Nitrogen is often the most common element limiting plant growth, making its availability in the soil a primary concern for gardeners and farmers. This element is a fundamental building block for life, performing many functions within plant cells. Specifically, nitrogen is a core component of chlorophyll, the pigment that captures sunlight to power photosynthesis. Nitrogen is also an inseparable part of all amino acids, which create the proteins and enzymes necessary for growth, cell division, and all metabolic processes. Without sufficient nitrogen, plants display stunted growth and a distinctive yellowing of older leaves, a condition called chlorosis. Maintaining adequate soil nitrogen levels is a constant challenge because the element is highly mobile and easily lost from the soil system through several distinct pathways.
Removal Through Plant Uptake and Harvesting
Plants naturally require a large supply of nitrogen to fuel their growth and structure, absorbing it primarily in the form of nitrate (NO3-) and ammonium (NH4+). When any plant material is taken away from the growing site, such as vegetables from a garden or hay from a field, the nitrogen contained within those tissues is permanently removed from the soil’s nutrient pool. This removal is a continuous drain on the soil’s nitrogen capital in any managed system. Annual crops, like corn or wheat, tend to remove a greater total mass of nitrogen because they are often fertilized heavily to achieve high yields, and the entire above-ground portion is removed at harvest. Even in lawns, the practice of removing grass clippings after mowing constitutes a significant, regular export of nitrogen from the soil. The removal of all harvested biomass prevents the natural decomposition and recycling of that nitrogen back into the soil organic matter.

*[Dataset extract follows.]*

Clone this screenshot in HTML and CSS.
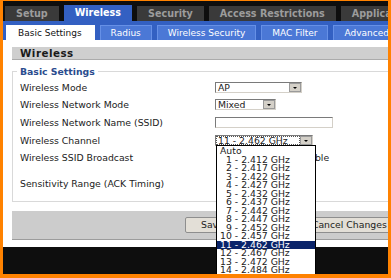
FILE: index.html
```html
<!DOCTYPE html>
<html lang="en">
<head>
  <meta charset="UTF-8" />
  <title>Wireless - Basic Settings</title>
  <link rel="stylesheet" href="styles.css">
</head>
<body>
  <div class="frame">
    <div class="page">
      <ul class="tabs">
        <li class="tab">Setup</li>
        <li class="tab active">Wireless</li>
        <li class="tab">Security</li>
        <li class="tab">Access Restrictions</li>
        <li class="tab">Applications &amp; Gaming</li>
      </ul>
      <ul class="subtabs">
        <li class="subtab current">Basic Settings</li>
        <li class="subtab">Radius</li>
        <li class="subtab">Wireless Security</li>
        <li class="subtab">MAC Filter</li>
        <li class="subtab">Advanced Settings</li>
      </ul>

      <div class="content">
        <div class="section-head">Wireless</div>

        <fieldset class="group">
          <legend>Basic Settings</legend>
          <div class="row">
            <span class="label">Wireless Mode</span>
            <div class="select w-mode"><span class="value">AP</span><span class="arrow"></span></div>
          </div>
          <div class="row">
            <span class="label">Wireless Network Mode</span>
            <div class="select w-net"><span class="value">Mixed</span><span class="arrow"></span></div>
          </div>
          <div class="row">
            <span class="label">Wireless Network Name (SSID)</span>
            <input class="text" type="text" value="" />
          </div>
          <div class="row">
            <span class="label">Wireless Channel</span>
            <div class="select w-chan open">
              <span class="value focus">11 - 2.462 GHz</span><span class="arrow"></span>
              <ul class="menu">
                <li>Auto</li>
                <li class="pad">1 - 2.412 GHz</li>
                <li class="pad">2 - 2.417 GHz</li>
                <li class="pad">3 - 2.422 GHz</li>
                <li class="pad">4 - 2.427 GHz</li>
                <li class="pad">5 - 2.432 GHz</li>
                <li class="pad">6 - 2.437 GHz</li>
                <li class="pad">7 - 2.442 GHz</li>
                <li class="pad">8 - 2.447 GHz</li>
                <li class="pad">9 - 2.452 GHz</li>
                <li>10 - 2.457 GHz</li>
                <li class="selected">11 - 2.462 GHz</li>
                <li>12 - 2.467 GHz</li>
                <li>13 - 2.472 GHz</li>
                <li>14 - 2.484 GHz</li>
              </ul>
            </div>
          </div>
          <div class="row">
            <span class="label">Wireless SSID Broadcast</span>
            <div class="radios">
              <label><input type="radio" name="ssid" checked /> Enable</label>
              <label><input type="radio" name="ssid" /> Disable</label>
            </div>
          </div>
          <div class="row spaced">
            <span class="label">Sensitivity Range (ACK Timing)</span>
            <input class="text short" type="text" value="2000" />
          </div>
        </fieldset>

        <div class="buttons">
          <button>Save Settings</button>
          <button>Cancel Changes</button>
        </div>
      </div>
    </div>
  </div>
</body>
</html>
```

FILE: styles.css
```css
:root {
  --orange: #ff8200;
  --blue: #3360c2;
  --blue-tab: #4b78d6;
  --text: #222;
}
* { box-sizing: border-box; }
html, body {
  margin: 0;
  background: var(--orange);
}
body {
  font-family: 'DejaVu Sans', Verdana, sans-serif;
  font-size: 9.3px;
  color: var(--text);
}
ul {
  list-style: none;
  margin: 0;
  padding: 0;
}
.frame {
  margin: 1px 3px 0 3px;
  height: 273px;
  background: #0e0e0e;
  overflow: hidden;
}
.page {
  width: 430px;
}

/* top tabs */
.tabs {
  display: flex;
  align-items: flex-end;
  gap: 5px;
  height: 20px;
  padding: 4px 0 0 2px;
}
.tab {
  height: 15px;
  line-height: 15px;
  padding: 0 11px;
  background: #3a3a3a;
  color: #9c9c9c;
  font-weight: bold;
  font-size: 9.6px;
  white-space: nowrap;
}
.tab.active {
  height: 16px;
  background: var(--blue);
  color: #fff;
}

/* sub tabs */
.subtabs {
  display: flex;
  gap: 5px;
  height: 19px;
  padding: 4px 0 0 3px;
  background: var(--blue);
}
.subtab {
  height: 15px;
  line-height: 14px;
  padding: 0 10px;
  background: var(--blue-tab);
  border: 1px solid #6690e6;
  border-bottom: none;
  color: #fff;
  font-size: 9px;
  white-space: nowrap;
}
.subtab.current {
  padding: 0 12px 0 11px;
  background: #fff;
  border-color: #fff;
  color: #111;
}

/* content */
.content {
  background: #fff;
  padding: 7px 0 7px 9px;
}
.section-head {
  height: 13px;
  line-height: 12px;
  padding-left: 8px;
  background: #cfcfcf;
  border-bottom: 1px solid #ababab;
  font-weight: bold;
  font-size: 10.3px;
  letter-spacing: 0.5px;
  color: #1a1a1a;
}
.group {
  margin: 6px 0 0 0;
  padding: 1.5px 0 8px 4px;
  border: 1px solid #d9d9d9;
}
.group legend {
  padding: 0 3px;
  font-weight: bold;
  color: #2a4c8e;
  line-height: 11px;
}
.row {
  display: grid;
  grid-template-columns: 198px auto;
  align-items: center;
  height: 17.6px;
}
.row.spaced {
  margin-top: 8.5px;
}
.label {
  padding-left: 3px;
  white-space: nowrap;
}

/* form controls */
.select {
  position: relative;
  display: flex;
  height: 11px;
  border: 1px solid #7a7a7a;
  border-right-color: #d4d0c8;
  border-bottom-color: #d4d0c8;
  background: #fff;
}
.select .value {
  flex: 1;
  padding-left: 2px;
  line-height: 9px;
  white-space: nowrap;
}
.select .value.focus {
  outline: 1px dotted #555;
  outline-offset: -1px;
}
.select .arrow {
  position: relative;
  width: 12px;
  background: #d4d0c8;
  border: 1px solid #9a9a9a;
}
.select .arrow::after {
  content: "";
  position: absolute;
  left: 3px;
  top: 3px;
  border-left: 2.5px solid transparent;
  border-right: 2.5px solid transparent;
  border-top: 2px solid #000;
}
.w-mode { width: 87px; }
.w-net { width: 61px; }
.w-chan { width: 98px; }
.text {
  width: 118px;
  height: 11px;
  padding: 0 2px;
  border: 1px solid #7a7a7a;
  border-right-color: #d4d0c8;
  border-bottom-color: #d4d0c8;
  font: inherit;
  line-height: 9px;
}
.text.short {
  width: 40px;
  margin-left: 6px;
}

.menu {
  position: absolute;
  top: 100%;
  left: 0;
  width: 100px;
  padding: 1.5px 0 0;
  background: #fff;
  border: 1px solid #000;
  z-index: 2;
}
.menu li {
  height: 8.5px;
  line-height: 8.5px;
  padding-left: 3px;
  white-space: nowrap;
}
.menu li.pad { padding-left: 9px; }
.menu li.selected {
  background: #0a246a;
  color: #fff;
}

.radios {
  display: flex;
  gap: 18px;
  margin-left: 4px;
  white-space: nowrap;
}
.radios label {
  display: flex;
  align-items: center;
}
.radios input {
  width: 10px;
  height: 10px;
  margin: 0 3px 0 0;
}

/* button bar */
.buttons {
  display: flex;
  align-items: center;
  gap: 15px;
  margin-top: 9px;
  height: 29px;
  padding-left: 173px;
  background: #cccccc;
  border-bottom: 1px solid #9c9c9c;
}
.buttons button {
  height: 16px;
  padding: 0 15px;
  font: inherit;
  color: #222;
  background: #e3dfd7;
  border: 1px solid #8e8e8e;
  border-radius: 2px;
  white-space: nowrap;
}
```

Physical Loss via Water Movement
One of the most significant ways nitrogen is physically lost is through its movement with water, a process called leaching, which carries the nutrient below the root zone. The nitrate form of nitrogen (NO3-) is highly susceptible to this loss because it is both water-soluble and carries a negative charge. Unlike the positively charged ammonium (NH4+), nitrate is not attracted to or held by the negatively charged clay and organic matter particles in the soil. Because of its negative charge, nitrate moves freely with the soil water, especially when the soil becomes saturated from heavy rainfall or excessive irrigation. This downward movement is particularly severe in sandy or coarse-textured soils, which have larger pore spaces. Surface runoff is another physical loss pathway, where heavy rains carry away soil particles and dissolved nitrate before the water can soak into the ground. When nitrate is washed below the depth of a plant’s roots, it is essentially lost to the crop.

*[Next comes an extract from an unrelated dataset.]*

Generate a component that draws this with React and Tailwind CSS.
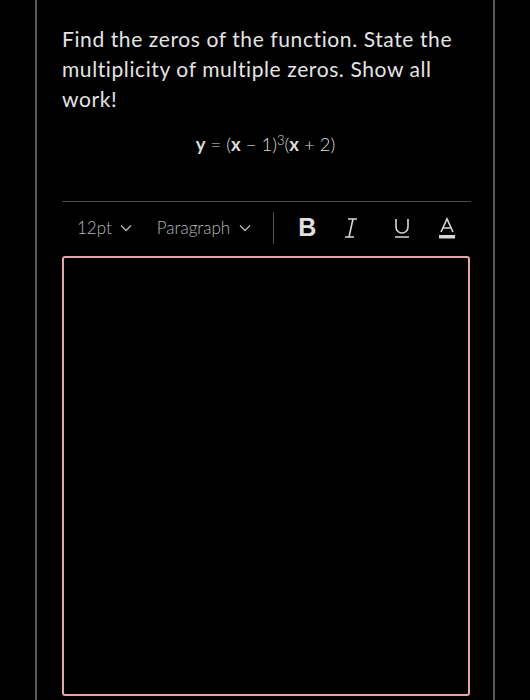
export default function App() {
  return (
    <div className="min-h-[700px] w-[530px] overflow-hidden bg-black font-['Lato','Liberation_Sans',sans-serif]">
      <div className="ml-[35px] h-[700px] w-[460px] border-x-2 border-[#5a5a5a] pl-[25px] pr-[24px] pt-[24px]">
        <p className="text-[21px] leading-[30px] tracking-[0.6px] text-[#e4e4e4]">
          Find the zeros of the function. State the multiplicity of multiple zeros. Show all work!
        </p>
        <div className="mt-[17px] text-center text-[18.5px] font-light text-[#dcdcdc]">
          <span className="font-bold">y</span> = (<span className="font-bold">x</span> − 1)
          <sup className="text-[13px]">3</sup>(<span className="font-bold">x</span> + 2)
        </div>
        <div className="mt-[42px] h-px w-[409px] bg-[#4a4a4a]" />
        <div className="mt-[10px] flex h-[32px] w-[409px] items-center text-[17px] text-[#b8b8b8]">
          <div className="ml-[15px] flex items-center gap-[8px] font-light">
            12pt
            <svg width="12" height="8" viewBox="0 0 12 8" fill="none" stroke="currentColor" strokeWidth="1.3">
              <path d="M1 1.5l5 5 5-5" />
            </svg>
          </div>
          <div className="ml-[25px] flex items-center gap-[9px] font-light">
            Paragraph
            <svg width="12" height="8" viewBox="0 0 12 8" fill="none" stroke="currentColor" strokeWidth="1.3">
              <path d="M1 1.5l5 5 5-5" />
            </svg>
          </div>
          <div className="ml-[22px] h-[32px] w-px bg-[#555]" />
          <span className="ml-[24px] text-[25px] font-bold text-[#e0e0e0] font-['Liberation_Sans',sans-serif]">B</span>
          <svg className="ml-[26px]" width="18" height="22" viewBox="0 0 18 22" fill="none" stroke="#d8d8d8" strokeWidth="1.6">
            <path d="M6 2h9M3 20h9M11 2L7 20" />
          </svg>
          <svg className="ml-[34px]" width="16" height="22" viewBox="0 0 16 22" fill="none" stroke="#d8d8d8" strokeWidth="1.6">
            <path d="M2 2v8a6 6 0 0 0 12 0V2M1 20h14" />
          </svg>
          <svg className="ml-[28px]" width="18" height="22" viewBox="0 0 18 22" fill="none" stroke="#d8d8d8" strokeWidth="1.6">
            <path d="M3 15L9 2l6 13M5 11h8" />
            <rect x="1" y="18" width="16" height="3.5" fill="#d8d8d8" stroke="none" />
          </svg>
        </div>
        <div className="mt-[12px] h-[440px] w-[408px] rounded-[3px] border-2 border-[#e8a2ab]" />
      </div>
    </div>
  );
}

Microbial Transformations and Gaseous Loss
Some of the most complex causes of low soil nitrogen involve microbial activity that converts plant-available forms of nitrogen into atmospheric gases. This loss occurs primarily through two distinct microbial processes: denitrification and ammonia volatilization. Denitrification is carried out by specialized bacteria that use nitrate (NO3-) instead of oxygen for respiration when the soil is waterlogged or compacted, creating anaerobic conditions. In these oxygen-deprived environments, the bacteria convert the nitrate first into nitrous oxide (N2O) and then into dinitrogen gas (N2), which are both gases that escape into the atmosphere. Ammonia volatilization is a separate gaseous loss that happens when ammonium (NH4+) on the soil surface, particularly from certain fertilizers or manures, is converted into ammonia gas (NH3). This conversion is accelerated by high soil pH levels (alkaline conditions) and warm temperatures, especially when the nitrogen source is left unincorporated on the surface.

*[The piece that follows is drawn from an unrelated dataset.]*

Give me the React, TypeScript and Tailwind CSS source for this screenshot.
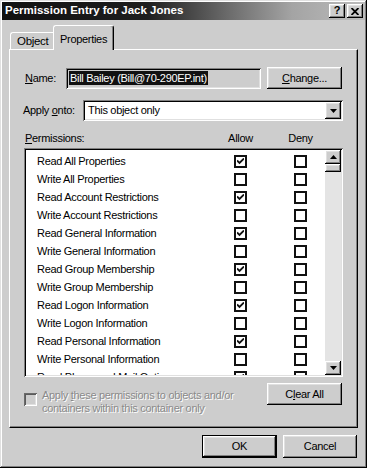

Insufficient Replenishment and Slow Cycling
A low soil nitrogen condition is often a result of the rate of loss exceeding the rate of natural replenishment from the soil’s internal cycle. The largest reservoir of soil nitrogen is locked up within the soil organic matter, which includes decomposing plant and animal residues. Before this organic nitrogen can be used by plants, it must undergo mineralization, a microbial process that converts it into the inorganic forms of ammonium and nitrate. If the soil organic matter content is low, the amount of nitrogen available for this conversion is reduced, leading to an inherently low supply. Furthermore, the rate of mineralization slows down in conditions that inhibit microbial activity, such as cold or very dry soil temperatures. This slowdown means that even if a large amount of organic nitrogen is present, it is not being converted quickly enough to meet the demands of a rapidly growing plant, causing a temporary or chronic nitrogen deficiency.